The final Civic in this row is another previous Super Taikyu Class 4 racer, but an EK9 chassis, which was built only six years ago despite the car being almost 20 years old. Spoon Sports dedicated time and effort to campaigning the older chassis, regardless of the fact that they had several other newer cars ready for that class. It is equipped with an Airwalker front bumper (notice the clever ducting inside), cast Spoon Sports CR93 wheels, and a number of other modifications to make it fit for competition in the series. Despite an entire catalog of offerings from Spoon Sports for this exact car, the majority of these aren’t present on the car due to regulations for the class.

Perched atop the second story hangs TYPE ONE’s scaffolding car storage, the company’s famous solution for the rather tight spatial restrictions Tokyo is known for. Another former Super Taikyu racer—an NSX—resided on this upper-level. Anyone who has ever seen an image of TYPE ONE before has undoubtedly drooled over this setup for car storage. In my excitement, I didn’t even grab a picture from the stereotypical location to show the cars overhead. Please excuse me.

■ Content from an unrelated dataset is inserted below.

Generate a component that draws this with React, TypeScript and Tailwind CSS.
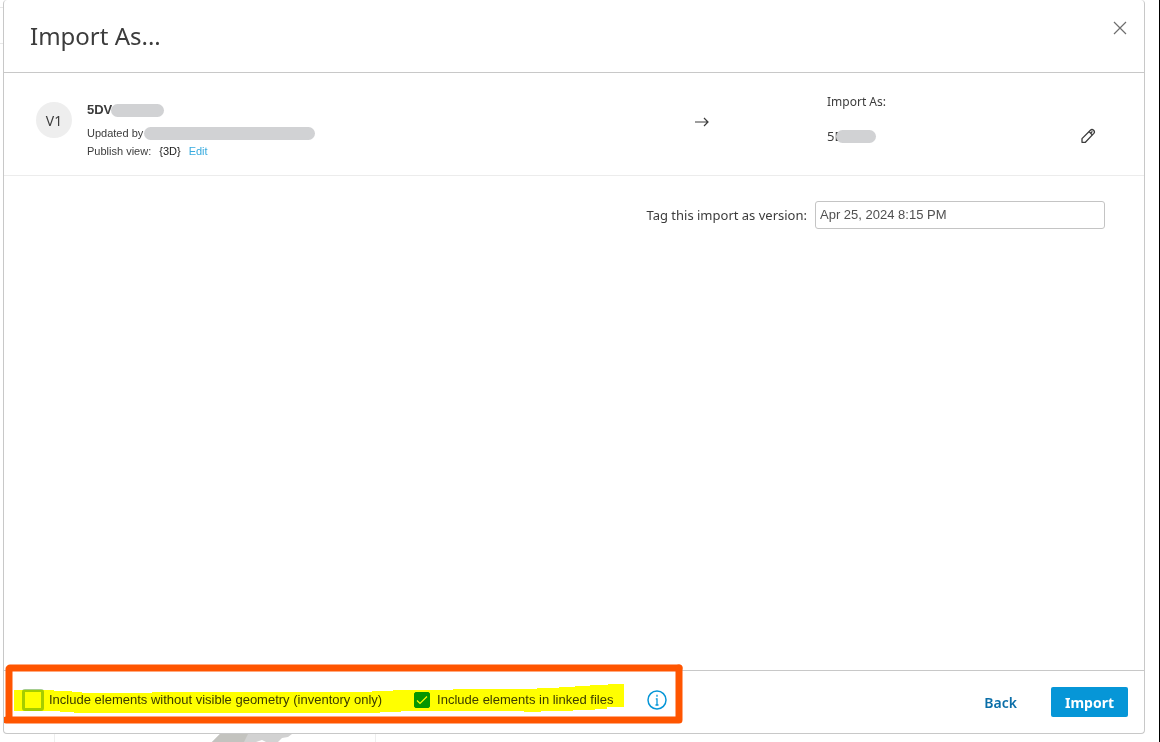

Elsewhere on the second story, a retired S2000 S-Tai bumper, and an alternate bumper from the center-drive Civic have transformed into wall art. while various valve covers adorn the other walls.

On the premises, there were also a few examples of vintage Honda chassis which had been restored, exhibiting the capabilities of TYPE ONE’s team.

It was an incredible experience to be in the presence of one of the driving forces behind my complete obsession with Honda Civics. To meet Ichishima-san in the flesh on his own property, surrounded by some of his most famous works was inspirational and motivating. While everyone grabbed one last selfie with him, I merely walked backward, taking in the sights one last time before heading out into the darkness to get back on the bus.